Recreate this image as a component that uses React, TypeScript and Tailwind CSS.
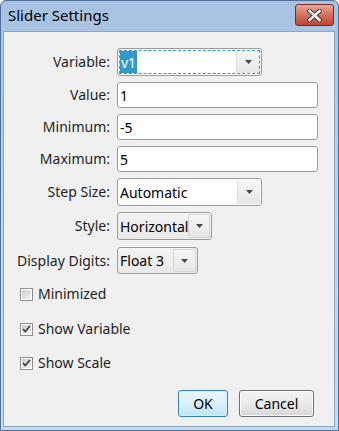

--

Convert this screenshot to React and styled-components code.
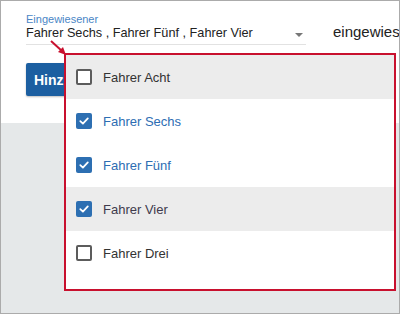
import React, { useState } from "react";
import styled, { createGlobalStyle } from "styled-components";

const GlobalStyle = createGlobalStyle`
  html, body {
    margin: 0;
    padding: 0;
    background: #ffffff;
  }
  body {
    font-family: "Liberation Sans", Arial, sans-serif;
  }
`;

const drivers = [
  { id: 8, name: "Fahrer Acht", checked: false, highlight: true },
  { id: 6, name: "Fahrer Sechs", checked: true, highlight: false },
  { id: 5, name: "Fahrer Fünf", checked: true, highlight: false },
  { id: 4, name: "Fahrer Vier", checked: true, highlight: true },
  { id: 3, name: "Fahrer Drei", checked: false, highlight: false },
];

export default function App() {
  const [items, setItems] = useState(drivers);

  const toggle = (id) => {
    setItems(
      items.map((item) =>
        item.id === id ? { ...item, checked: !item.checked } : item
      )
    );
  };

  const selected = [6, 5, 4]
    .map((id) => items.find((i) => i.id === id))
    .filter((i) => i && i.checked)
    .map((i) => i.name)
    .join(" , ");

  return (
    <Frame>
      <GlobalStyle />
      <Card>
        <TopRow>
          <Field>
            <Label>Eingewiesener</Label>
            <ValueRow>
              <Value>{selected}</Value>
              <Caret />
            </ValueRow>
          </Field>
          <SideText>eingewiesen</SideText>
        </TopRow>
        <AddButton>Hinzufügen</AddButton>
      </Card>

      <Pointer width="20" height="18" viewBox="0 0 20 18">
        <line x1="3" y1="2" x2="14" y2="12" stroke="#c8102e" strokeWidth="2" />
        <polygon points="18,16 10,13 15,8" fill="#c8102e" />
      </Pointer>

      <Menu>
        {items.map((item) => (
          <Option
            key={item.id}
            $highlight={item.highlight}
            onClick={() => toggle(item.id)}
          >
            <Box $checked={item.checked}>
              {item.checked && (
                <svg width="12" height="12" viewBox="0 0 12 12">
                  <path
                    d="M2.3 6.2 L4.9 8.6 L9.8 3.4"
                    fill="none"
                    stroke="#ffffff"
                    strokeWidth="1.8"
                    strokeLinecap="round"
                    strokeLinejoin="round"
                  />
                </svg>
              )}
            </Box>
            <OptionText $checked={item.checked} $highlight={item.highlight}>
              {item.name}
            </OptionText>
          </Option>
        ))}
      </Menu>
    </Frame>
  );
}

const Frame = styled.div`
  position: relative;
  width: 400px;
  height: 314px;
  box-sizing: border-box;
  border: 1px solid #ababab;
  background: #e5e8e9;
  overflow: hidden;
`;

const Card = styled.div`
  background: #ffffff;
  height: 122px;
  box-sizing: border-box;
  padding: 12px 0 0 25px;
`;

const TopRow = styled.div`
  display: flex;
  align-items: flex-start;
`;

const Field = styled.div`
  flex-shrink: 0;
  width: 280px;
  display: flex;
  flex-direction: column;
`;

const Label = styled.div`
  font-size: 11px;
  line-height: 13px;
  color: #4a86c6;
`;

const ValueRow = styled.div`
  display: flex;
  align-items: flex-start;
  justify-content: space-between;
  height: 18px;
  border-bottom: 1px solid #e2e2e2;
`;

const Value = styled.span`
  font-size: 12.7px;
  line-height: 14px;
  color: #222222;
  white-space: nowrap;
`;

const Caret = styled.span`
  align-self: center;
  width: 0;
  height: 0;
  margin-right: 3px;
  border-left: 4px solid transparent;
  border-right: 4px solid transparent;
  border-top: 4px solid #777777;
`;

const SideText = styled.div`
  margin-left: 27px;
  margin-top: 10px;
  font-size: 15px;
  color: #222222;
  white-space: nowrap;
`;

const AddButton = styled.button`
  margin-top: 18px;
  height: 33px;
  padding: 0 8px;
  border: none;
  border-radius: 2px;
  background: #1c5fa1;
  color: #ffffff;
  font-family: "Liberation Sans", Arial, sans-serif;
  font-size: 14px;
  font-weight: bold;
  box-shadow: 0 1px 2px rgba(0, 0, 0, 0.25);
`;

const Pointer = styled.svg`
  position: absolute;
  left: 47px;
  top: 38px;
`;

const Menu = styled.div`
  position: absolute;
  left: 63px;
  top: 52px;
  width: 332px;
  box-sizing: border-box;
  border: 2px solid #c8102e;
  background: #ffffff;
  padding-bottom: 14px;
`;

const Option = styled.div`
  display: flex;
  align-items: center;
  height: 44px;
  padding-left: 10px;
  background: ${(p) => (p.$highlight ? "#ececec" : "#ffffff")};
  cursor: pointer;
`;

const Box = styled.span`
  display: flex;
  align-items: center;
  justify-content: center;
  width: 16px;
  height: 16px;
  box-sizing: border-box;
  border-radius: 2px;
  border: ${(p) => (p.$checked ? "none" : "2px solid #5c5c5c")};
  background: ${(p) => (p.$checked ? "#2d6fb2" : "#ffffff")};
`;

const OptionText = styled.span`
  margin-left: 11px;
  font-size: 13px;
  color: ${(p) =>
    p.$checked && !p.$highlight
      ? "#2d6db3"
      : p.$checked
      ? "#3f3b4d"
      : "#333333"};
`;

WRITTEN EXERCISE:
Copy out all lines above that include the string "this".

THE RESULT:
Recreate this image as a component that uses React, TypeScript and Tailwind CSS.
Convert this screenshot to React and styled-components code.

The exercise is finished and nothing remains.